Fin 93, devant le sénat, Tacite, Pline et Senecio se sont mis dans l'embarras en défendant les intérêts de la province de Bétique contre un gouverneur corrompu, Baebius Massa, par ailleurs proche de Domitien. Plus audacieux, Herennius Senecio a même plaidé pour que les biens de Massa soient mis sous séquestre avant de publier l'histoire d'un opposant républicain à Vespasien, le stoïcien Helvidius Priscus. Il est facile d'y voir une défiance insolente à l'égard de l'empereur. Même si Tacite et Pline sont aussi des administrateurs qui ont toute la considération de l'empereur, on ne donne pas cher de la vie de ces avocats imprudents.

 

Le roman s'ouvre sur la décision de Lucretia, fille du défunt général Agricola, d'aller au palais impérial : «... et si j'échoue, Publius, il nous restera le poignard » lance-t-elle à son mari avant de partir convaincre son ami d'enfance devenu le primus inter pares — mais en fait un tyran — qu'il n'y a pas lieu de soupçonner son mari d'une quelconque intention subversive.
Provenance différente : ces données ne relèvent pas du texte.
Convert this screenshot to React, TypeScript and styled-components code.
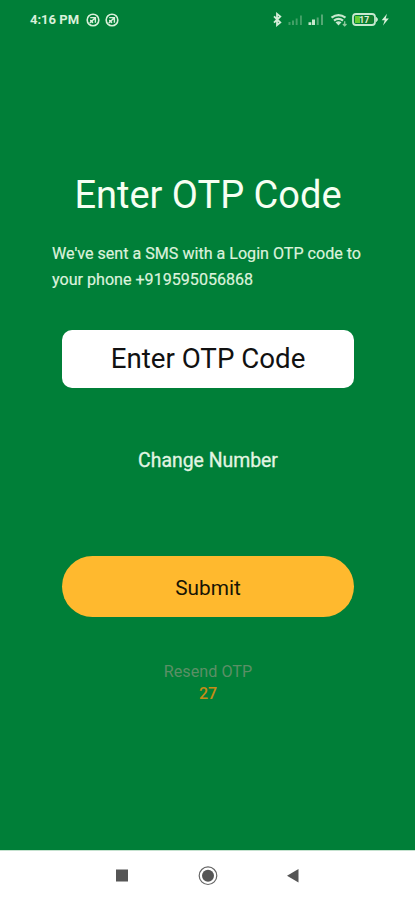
import React from 'react';
import styled, { createGlobalStyle } from 'styled-components';

const GlobalStyle = createGlobalStyle`
  * { box-sizing: border-box; }
  body { margin: 0; background: #007f38; font-family: Roboto, "Liberation Sans", sans-serif; }
`;

const Screen = styled.div`
  width: 415px;
  height: 900px;
  display: flex;
  flex-direction: column;
  background: #007f38;
  overflow: hidden;
`;

const StatusBar = styled.header`
  height: 40px;
  padding: 0 25px 0 30px;
  display: flex;
  align-items: center;
  justify-content: space-between;
  color: #d9f0da;
`;

const StatusGroup = styled.div<{ $gap: number }>`
  display: flex;
  align-items: center;
  gap: ${({ $gap }) => $gap}px;
  svg { display: block; }
`;

const Clock = styled.span`
  width: 50px;
  font-size: 13px;
  font-weight: 700;
  line-height: 16px;
  white-space: nowrap;
`;

const Content = styled.main`
  flex: 1;
  padding-left: 1px;
  display: flex;
  flex-direction: column;
  align-items: center;
`;

const Title = styled.h1`
  margin: 132px 0 0;
  font-size: 38px;
  font-weight: 400;
  line-height: 46px;
  color: #f6fff2;
  white-space: nowrap;
`;

const Message = styled.p`
  width: 312px;
  margin: 23px 0 0;
  font-size: 16.1px;
  line-height: 26px;
  color: #dcf2dc;
  -webkit-text-stroke: 0.2px #dcf2dc;
  white-space: nowrap;
`;

const CodeInput = styled.input`
  width: 292px;
  height: 58px;
  margin: 37px 0 0;
  padding: 0;
  border: 0;
  border-radius: 10px;
  background: #fff;
  font: 400 27.7px/58px Roboto, sans-serif;
  text-align: center;
  color: #111;
  outline: none;
  &::placeholder { color: #111; opacity: 1; }
`;

const ChangeLink = styled.button`
  margin: 61px 0 0;
  padding: 0;
  border: 0;
  background: none;
  font: 400 19.4px/24px Roboto, sans-serif;
  color: #e2f5e2;
  -webkit-text-stroke: 0.3px #e2f5e2;
`;

const SubmitButton = styled.button`
  width: 292px;
  height: 61px;
  margin: 83px 0 0;
  padding: 2px 0 0;
  border: 0;
  border-radius: 31px;
  background: #ffb92e;
  font: 400 20.8px/24px Roboto, sans-serif;
  color: #171405;
`;

const Resend = styled.span`
  margin-top: 44px;
  font-size: 16.2px;
  line-height: 22px;
  color: #5b8f66;
`;

const Countdown = styled.span`
  font-size: 16px;
  font-weight: 500;
  line-height: 22px;
  color: #c68c16;
`;

const NavBar = styled.nav`
  height: 50px;
  background: #fff;
  border-top: 1px solid #c5e2cf;
  display: flex;
  justify-content: center;
  svg { display: block; }
`;

const AppBadge = () => (
  <svg width="14" height="14" viewBox="0 0 14 14" fill="none" stroke="currentColor">
    <circle cx="7" cy="7" r="5.8" strokeWidth="1.6" />
    <path d="M4.2 4.6h5.2v5.2M3.8 10l5.3-5M4 7.5q2.2 0 2.7 2.7" strokeWidth="1.4" />
  </svg>
);

const StatusIcons = () => (
  <svg width="120" height="20" viewBox="270 10 120 20" fill="none">
    <path d="M274 16.3l6.3 6.2-3.3 2.7V13.8l3.3 2.7-6.3 6.2" stroke="#d3edd8" strokeWidth="1.8" />
    <g fill="#43a067">
      <path d="M288.5 22h2v3h-2zM292 20.5h2v4.5h-2zM295.7 18.5h1.9V25h-1.9zM300 15.5h1.9V25H300z" />
    </g>
    <path d="M308.5 22.2h2.8V25h-2.8zM312 19.5h3V25h-3z" fill="#c8e8ce" />
    <path d="M316.7 17.5h2V25h-2zM321 14.5h2V25h-2z" fill="#55a774" />
    <path d="M331.5 17.7q7-5.2 14 0M334 20.6q4.5-3.5 9 0" stroke="#c8e8ce" strokeWidth="2.3" />
    <path d="M335.5 22.2q3-1.8 6 0l-3 3.3z" fill="#c8e8ce" />
    <path d="M344.7 21.3v4.5m-1.8-1.8 1.8 1.8 1.8-1.8" stroke="#91c99f" strokeWidth="1.3" />
    <rect x="353" y="14" width="22" height="11" rx="3" stroke="#c8e8ce" strokeWidth="1.8" />
    <path d="M355 16h5v7h-5z" fill="#67cc35" />
    <path d="M360 16h13v7h-13z" fill="#167d2e" />
    <path d="M376.5 17.5q2 2 0 4z" fill="#c8e8ce" stroke="#c8e8ce" />
    <text x="364.3" y="22.7" textAnchor="middle" fill="#e1f4dc" fontFamily="Roboto, sans-serif" fontSize="8.6" fontWeight="700">17</text>
    <path d="M387 13.8l-5.3 6.5h3l-1.7 5.2 5.8-7h-3.1z" fill="#d9f0da" />
  </svg>
);

const NavIcons = () => (
  <svg width="415" height="49" viewBox="0 851 415 49">
    <rect x="116" y="869.5" width="12" height="12" fill="#555" />
    <circle cx="208" cy="875.7" r="8.8" fill="none" stroke="#666" strokeWidth="1.2" />
    <circle cx="208" cy="875.7" r="6" fill="#555" />
    <path d="M298.5 869v13.5L287 875.7z" fill="#555" />
  </svg>
);

export default function App() {
  return (
    <>
      <GlobalStyle />
      <Screen>
        <StatusBar>
          <StatusGroup $gap={5.5}>
            <Clock>4:16 PM</Clock>
            <AppBadge />
            <AppBadge />
          </StatusGroup>
          <StatusGroup $gap={0}><StatusIcons /></StatusGroup>
        </StatusBar>
        <Content>
          <Title>Enter OTP Code</Title>
          <Message>We've sent a SMS with a Login OTP code to<br />your phone +919595056868</Message>
          <CodeInput placeholder="Enter OTP Code" aria-label="OTP code" />
          <ChangeLink>Change Number</ChangeLink>
          <SubmitButton>Submit</SubmitButton>
          <Resend>Resend OTP</Resend>
          <Countdown>27</Countdown>
        </Content>
        <NavBar><NavIcons /></NavBar>
      </Screen>
    </>
  );
}
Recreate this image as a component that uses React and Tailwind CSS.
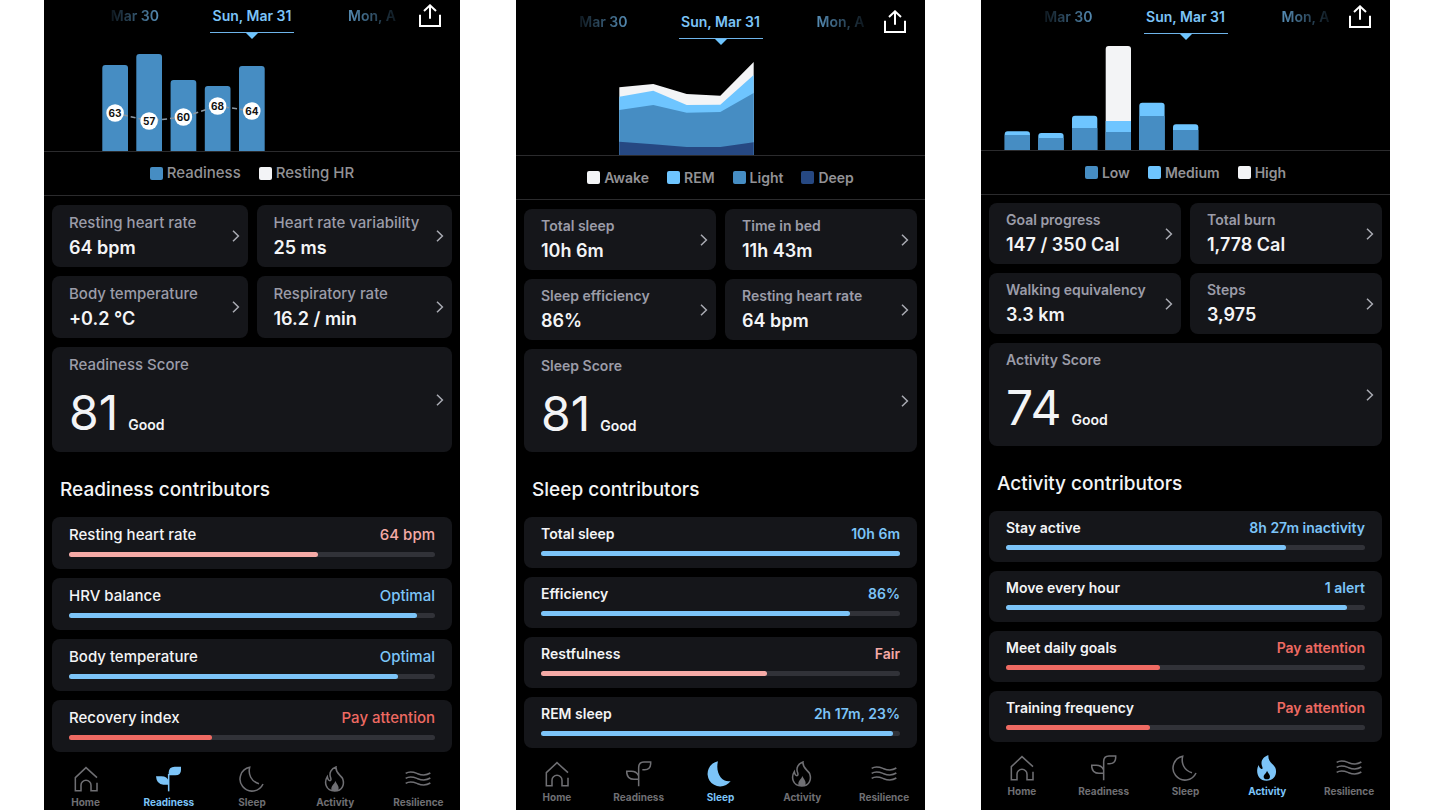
import React from 'react';

const BLUE = '#468dc3';
const SKY = '#6ec5ff';
const SNOW = '#f3f4f6';
const NAVY = '#264882';

const tones = {
    good: { text: 'text-[#7cc4f8]', bar: 'bg-[#7cc4f8]' },
    fair: { text: 'text-[#f5aaa6]', bar: 'bg-[#f5aaa6]' },
    bad: { text: 'text-[#ee6a62]', bar: 'bg-[#ee6a62]' },
};

const ShareIcon = () => (
    <svg viewBox="0 0 66 72" className="h-6 w-[22px]" fill="none" stroke="#fff" strokeWidth="6">
        <path d="M3 32v34h60V32" />
        <path d="M33 44V4M15 21L33 4l18 17" />
    </svg>
);

const Chevron = () => (
    <svg viewBox="0 0 8 12" className="h-3 w-2 flex-none" fill="none" stroke="#a9abb3" strokeWidth="1.5">
        <path d="M1 .8L6.4 6 1 11.2" />
    </svg>
);

const HomeIcon = () => <path d="M72 35L39 5 7 35v39h17V58a15 15 0 0 1 30 0v16h18V50" />;

const SproutIcon = ({ active }) =>
    active ? (
        <>
            <path d="M38 28V20Q38 2 56 2H75V12Q75 28 58 28Z" fill="currentColor" stroke="none" />
            <path d="M0 31H16Q34 31 38 46V56H22Q2 56 0 31Z" fill="currentColor" stroke="none" />
            <path d="M38 76V24" />
        </>
    ) : (
        <>
            <path d="M38 76V20Q38 3 54 3H74V9Q73 26 56 26H49" />
            <path d="M38 55H24Q2 55 2 31H16Q31 31 37 43" />
        </>
    );

const MoonIcon = ({ active }) =>
    active ? (
        <path d="M33 1A38 38 0 1 0 71 60C46 66 24 36 33 1Z" fill="currentColor" stroke="none" />
    ) : (
        <path d="M72 54A36 36 0 1 1 32 4C27 24 36 47 60 53" />
    );

const FlameIcon = ({ active }) =>
    active ? (
        <>
            <path
                d="M14 30C4 48 10 77 38 77C64 77 70 53 64 38C58 26 42 22 43 0C26 6 18 20 25 36C27 42 25 43 22 42C18 40 15 36 14 30Z"
                fill="currentColor"
                stroke="none"
            />
            <path d="M39 47C42 54 49 60 48 66C47 72 43 73 38 73C33 73 29 71 29 65C29 58 37 55 39 47Z" fill="#000" stroke="none" />
        </>
    ) : (
        <>
            <path d="M16 32C6 48 10 75 38 75C62 75 68 54 62 38C56 26 40 22 42 3C28 8 20 20 26 35C28 42 26 44 24 44C20 44 17 38 16 32Z" />
            <path d="M40 45C43 53 50 58 50 66L48 75H28L28 66C29 58 38 54 40 45Z" fill="currentColor" stroke="none" />
        </>
    );

const WavesIcon = () => (
    <path d="M2 22C16 13 28 19 38 23S62 30 76 21M2 37C16 28 28 34 38 38S62 45 76 36M2 52C16 43 28 49 38 53S62 60 76 51" />
);

const navItems = [
    { label: 'Home', Icon: HomeIcon },
    { label: 'Readiness', Icon: SproutIcon },
    { label: 'Sleep', Icon: MoonIcon },
    { label: 'Activity', Icon: FlameIcon },
    { label: 'Resilience', Icon: WavesIcon },
];

// bar with only its upper corners rounded
const barPath = (x, y, w, base) =>
    `M${x} ${base}V${y + 3}q0-3 3-3h${w - 6}q3 0 3 3V${base}z`;

const readiness = [
    { x: 58.3, top: 25, hr: 63, hrY: 73 },
    { x: 92.3, top: 14, hr: 57, hrY: 81 },
    { x: 126.6, top: 40, hr: 60, hrY: 77 },
    { x: 160.8, top: 46, hr: 68, hrY: 66 },
    { x: 195, top: 26, hr: 64, hrY: 71 },
];

const ReadinessChart = () => (
    <svg viewBox="0 0 416 111" className="block w-full">
        {readiness.map((d) => (
            <path key={d.x} d={barPath(d.x, d.top, 25.7, 111)} fill={BLUE} />
        ))}
        <polyline
            points={readiness.map((d) => `${d.x + 12.8},${d.hrY}`).join(' ')}
            fill="none"
            stroke="#8a97a3"
            strokeWidth="1.5"
            strokeDasharray="5 3"
        />
        {readiness.map((d) => (
            <g key={d.hr}>
                <circle cx={d.x + 12.8} cy={d.hrY} r="8.8" fill="#fff" />
                <text x={d.x + 12.8} y={d.hrY + 4} textAnchor="middle" fill="#111" className="text-[10px] font-bold">
                    {d.hr}
                </text>
            </g>
        ))}
    </svg>
);

const SleepChart = () => (
    <svg viewBox="0 0 409 109" className="block w-full">
        <path d="M103.3 109V41.3L137.3 38L170.7 48L204.3 49.7L237.7 16V109Z" fill={SNOW} />
        <path d="M103.3 109V50.7L137.3 44.7L170.7 59L204.3 58.7L237.7 29V109Z" fill={SKY} />
        <path d="M103.3 109V64L137.3 59L170.7 66.7L204.3 66L237.7 47V109Z" fill={BLUE} />
        <path d="M103.3 109V95.7L137.3 98.3L170.7 101H204.3L237.7 96.3V109Z" fill={NAVY} />
    </svg>
);

const activity = [
    { x: 23.7, medium: 90.3, low: 94 },
    { x: 57.3, medium: 92, low: 97 },
    { x: 91, medium: 74.7, low: 87 },
    { x: 124.7, high: 5, medium: 80, low: 91 },
    { x: 158.3, medium: 61.7, low: 75 },
    { x: 192, medium: 83.3, low: 89 },
];

const ActivityChart = () => (
    <svg viewBox="0 0 409 109" className="block w-full">
        {activity.map((d) => (
            <g key={d.x}>
                <path d={barPath(d.x, d.high ?? d.medium, 25.3, 109)} fill={d.high ? SNOW : SKY} />
                {d.high && <rect x={d.x} y={d.medium} width="25.3" height={109 - d.medium} fill={SKY} />}
                <rect x={d.x} y={d.low} width="25.3" height={109 - d.low} fill={BLUE} />
            </g>
        ))}
    </svg>
);

const panels = [
    {
        name: 'Readiness',
        top: 'pt-[6px]',
        bodyTop: 'pt-[9px]',
        cardTop: 'pt-2',
        scoreBottom: 'pb-[11px]',
        navTop: 'pt-[14px]',
        textSize: 'text-[15px] font-medium',
        Chart: ReadinessChart,
        legend: [
            ['Readiness', 'bg-[#468dc3]'],
            ['Resting HR', 'bg-[#f3f4f6]'],
        ],
        stats: [
            ['Resting heart rate', '64 bpm'],
            ['Heart rate variability', '25 ms'],
            ['Body temperature', '+0.2 °C'],
            ['Respiratory rate', '16.2 / min'],
        ],
        score: 81,
        contributors: [
            { label: 'Resting heart rate', value: '64 bpm', pct: 68, tone: 'fair' },
            { label: 'HRV balance', value: 'Optimal', pct: 95, tone: 'good' },
            { label: 'Body temperature', value: 'Optimal', pct: 90, tone: 'good' },
            { label: 'Recovery index', value: 'Pay attention', pct: 39, tone: 'bad' },
        ],
    },
    {
        name: 'Sleep',
        top: 'pt-[12px]',
        bodyTop: 'pt-[9px]',
        cardTop: 'pt-[7px]',
        scoreBottom: 'pb-[10px]',
        navTop: 'pt-[13px]',
        textSize: 'text-[14px] font-semibold',
        Chart: SleepChart,
        legend: [
            ['Awake', 'bg-[#f3f4f6]'],
            ['REM', 'bg-[#6ec5ff]'],
            ['Light', 'bg-[#468dc3]'],
            ['Deep', 'bg-[#264882]'],
        ],
        stats: [
            ['Total sleep', '10h 6m'],
            ['Time in bed', '11h 43m'],
            ['Sleep efficiency', '86%'],
            ['Resting heart rate', '64 bpm'],
        ],
        score: 81,
        contributors: [
            { label: 'Total sleep', value: '10h 6m', pct: 100, tone: 'good' },
            { label: 'Efficiency', value: '86%', pct: 86, tone: 'good' },
            { label: 'Restfulness', value: 'Fair', pct: 63, tone: 'fair' },
            { label: 'REM sleep', value: '2h 17m, 23%', pct: 98, tone: 'good' },
        ],
    },
    {
        name: 'Activity',
        top: 'pt-[7px]',
        bodyTop: 'pt-2',
        cardTop: 'pt-[7px]',
        scoreBottom: 'pb-[10px]',
        navTop: 'pt-[13px]',
        textSize: 'text-[14px] font-semibold',
        Chart: ActivityChart,
        legend: [
            ['Low', 'bg-[#468dc3]'],
            ['Medium', 'bg-[#6ec5ff]'],
            ['High', 'bg-[#f3f4f6]'],
        ],
        stats: [
            ['Goal progress', '147 / 350 Cal'],
            ['Total burn', '1,778 Cal'],
            ['Walking equivalency', '3.3 km'],
            ['Steps', '3,975'],
        ],
        score: 74,
        contributors: [
            { label: 'Stay active', value: '8h 27m inactivity', pct: 78, tone: 'good' },
            { label: 'Move every hour', value: '1 alert', pct: 95, tone: 'good' },
            { label: 'Meet daily goals', value: 'Pay attention', pct: 43, tone: 'bad' },
            { label: 'Training frequency', value: 'Pay attention', pct: 40, tone: 'bad' },
        ],
    },
];

const DateHeader = ({ top }) => (
    <header className={`grid grid-cols-[1fr_84px_1fr] items-start text-[14px] leading-5 font-semibold text-[#7cc4f8] ${top}`}>
        <div className="flex justify-end pr-[51px]">
            <button className="whitespace-nowrap text-[#5f9cc9] [mask-image:linear-gradient(to_right,rgba(0,0,0,0.15),rgba(0,0,0,0.9))]">
                Mar 30
            </button>
        </div>
        <div className="flex flex-col items-center">
            <button className="whitespace-nowrap">Sun, Mar 31</button>
            <div className="mt-[6px] h-px w-full bg-[#6eb4ea]" />
            <svg viewBox="0 0 12 6" className="mb-px h-[6px] w-3" fill={SKY}>
                <path d="M0 0h12L6 6z" />
            </svg>
        </div>
        <div className="flex h-5 items-center justify-between pr-[19px] pl-[54px]">
            <button className="whitespace-nowrap text-[#5f9cc9] [mask-image:linear-gradient(to_left,rgba(0,0,0,0.15),rgba(0,0,0,0.9))]">
                Mon, A
            </button>
            <button aria-label="Share" className="flex-none">
                <ShareIcon />
            </button>
        </div>
    </header>
);

const StatCard = ({ label, value, cardTop, textSize }) => (
    <button className="flex items-center justify-between rounded-lg bg-[#15161a] pr-2 pl-[17px] text-left">
        <span className={`block pb-[5px] ${cardTop}`}>
            <span className={`block leading-5 whitespace-nowrap text-[#9b9ca8] ${textSize}`}>{label}</span>
            <span className="mt-px block text-[18px] leading-7 font-semibold whitespace-nowrap text-[#f3f4f6]">{value}</span>
        </span>
        <Chevron />
    </button>
);

const Contributor = ({ label, value, pct, tone, cardTop, textSize }) => (
    <li className={`rounded-lg bg-[#15161a] px-[17px] pb-3 ${cardTop}`}>
        <div className={`flex justify-between leading-5 ${textSize}`}>
            <span className="text-[#f3f4f6]">{label}</span>
            <span className={tones[tone].text}>{value}</span>
        </div>
        <div className="mt-[7px] h-[5px] rounded-full bg-[#313238]">
            <div className={`h-full rounded-full ${tones[tone].bar}`} style={{ width: `${pct}%` }} />
        </div>
    </li>
);

const Panel = ({ name, top, bodyTop, cardTop, scoreBottom, navTop, textSize, Chart, legend, stats, score, contributors }) => (
    <section className="min-w-0 bg-black">
        <DateHeader top={top} />
        <Chart />
        <div className={`flex h-[45px] items-center justify-center gap-[18px] border-y border-[#2b2b2d] text-[#929296] ${textSize}`}>
            {legend.map(([label, color]) => (
                <div key={label} className="flex items-center gap-1">
                    <span className={`h-[13px] w-[13px] rounded-xs ${color}`} />
                    {label}
                </div>
            ))}
        </div>

        <div className={`px-2 ${bodyTop}`}>
            <div className="grid grid-cols-2 gap-[9px]">
                {stats.map(([label, value]) => (
                    <StatCard key={label} label={label} value={value} cardTop={cardTop} textSize={textSize} />
                ))}
            </div>

            <button className="mt-[9px] flex w-full items-center justify-between rounded-lg bg-[#15161a] pr-2 pl-[17px] text-left">
                <span className={`block ${cardTop} ${scoreBottom}`}>
                    <span className={`block leading-5 text-[#9b9ca8] ${textSize}`}>{name} Score</span>
                    <span className="mt-[10px] flex items-baseline gap-[10px] text-[#f3f4f6]">
                        <span className="text-[48px] leading-[56px]">{score}</span>
                        <span className="text-[14px] font-semibold">Good</span>
                    </span>
                </span>
                <Chevron />
            </button>

            <h2 className="mt-6 mb-[13px] pl-2 text-[19px] leading-7 font-medium text-[#f3f4f6]">{name} contributors</h2>
            <ul className="flex flex-col gap-[9px]">
                {contributors.map((c) => (
                    <Contributor key={c.label} {...c} cardTop={cardTop} textSize={textSize} />
                ))}
            </ul>
        </div>

        <nav className={`flex ${navTop}`}>
            {navItems.map(({ label, Icon }) => (
                <a
                    key={label}
                    href="#"
                    className={`flex flex-1 flex-col items-center text-[10px] leading-[14px] font-bold ${
                        label === name ? 'text-[#7cc4f8]' : 'text-[#6f6f73]'
                    }`}
                >
                    <svg viewBox="0 0 78 78" className="mb-[3px] h-[26px] w-[26px]" fill="none" stroke="currentColor" strokeWidth="4.6">
                        <Icon active={label === name} />
                    </svg>
                    {label}
                </a>
            ))}
        </nav>
    </section>
);

const App = () => {
    return (
        <main className="grid min-h-screen grid-cols-[416fr_409fr_409fr] gap-14 bg-white pr-[50px] pl-11 font-['Inter',sans-serif]">
            {panels.map((panel) => (
                <Panel key={panel.name} {...panel} />
            ))}
        </main>
    );
};

export default App;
Au palais, le banquet se tient dans la salle panoramique construite pour Néron, Lucretia s'y fait remarquer par sa beauté, sa connivence et sa proximité avec l'empereur, excitant la jalousie de Flavie, la maîtresse de Tacite qu'elle méprise.

 

Lucretia est la première de la série des personnages que l'auteur nous invite à suivre au cours de cette nuit où se joue la vie d'illustres représentants de la classe sénatoriale. Tandis que Lucretia traverse en litière le quartier de Subure escortée par de solides gaillards, Tacite reçoit un visiteur désagréable, le délateur Regulus, avant d'assister à une soirée mondaine chez Titinius Capito où un protégé de Pline, un affranchi du nom de Pétrone, lit en avant-première son Satyricon.

 

Dans la nuit, on retrouvera aussi Pline et Tacite en conversation avec l'empereur qui a une question redoutable à leur poser : si vous aviez connaissance d'un complot m'en feriez-vous part ? En même temps, à la Curia Julia, les sénateurs assistent impuissants à l'arrestation de deux des leurs, Senecio — comme on s'y attendait — et Orfitus qui avait eu tort de se croire le protégé de Domitien. Le sort de Tacite, de son épouse, de Pline, et de beaucoup d'autres se joue entre les mains de Parthenius le chambellan et de Norbanus le préfet du prétoire, deux hommes qui ont des intentions rivales et des caractères opposés. Quand vient l'aube, Lucretia et Publius enfin se retrouvent...

 

Domitien sera assassiné trois ans plus tard et Tacite verra sa vie intellectuelle se prolonger pour le bonheur des historiens, à commencer par la biographie de son beau-père Agricola. La Nuit des orateurs ravira en priorité les amateurs d'antiquité romaine, les nostalgiques des versions latines tirées des Histoires de Tacite, les collectionneurs de citations d'écrivains romains dont Hédi Kaddour a parsemé tous les chapitres. Ce roman magistral d'un connaisseur de la culture latine nous plonge dans la vie de Rome à la fin du Ier siècle, depuis les beaux quartiers jusqu'aux rues chaudes de Subure, depuis le camp des Prétoriens à l'extérieur du pomœrium, jusqu'au cirque où Domitien préside aux jeux les plus sanglants. Mais dans ce roman sans grand suspense — puisqu'on sait bien que Tibère et Pline ont survécu à Domitien — le meilleur se découvre dans le climat de terreur psychologique qui pèse sur tous, d'où la place réservée au flux de conscience plus qu'à la narration d'une intrigue. Souvent on en vient à lire à haute voix pour profiter de la force du texte !

 

Hédi Kaddour. La Nuit des orateurs. Gallimard, 2021, 358 pages.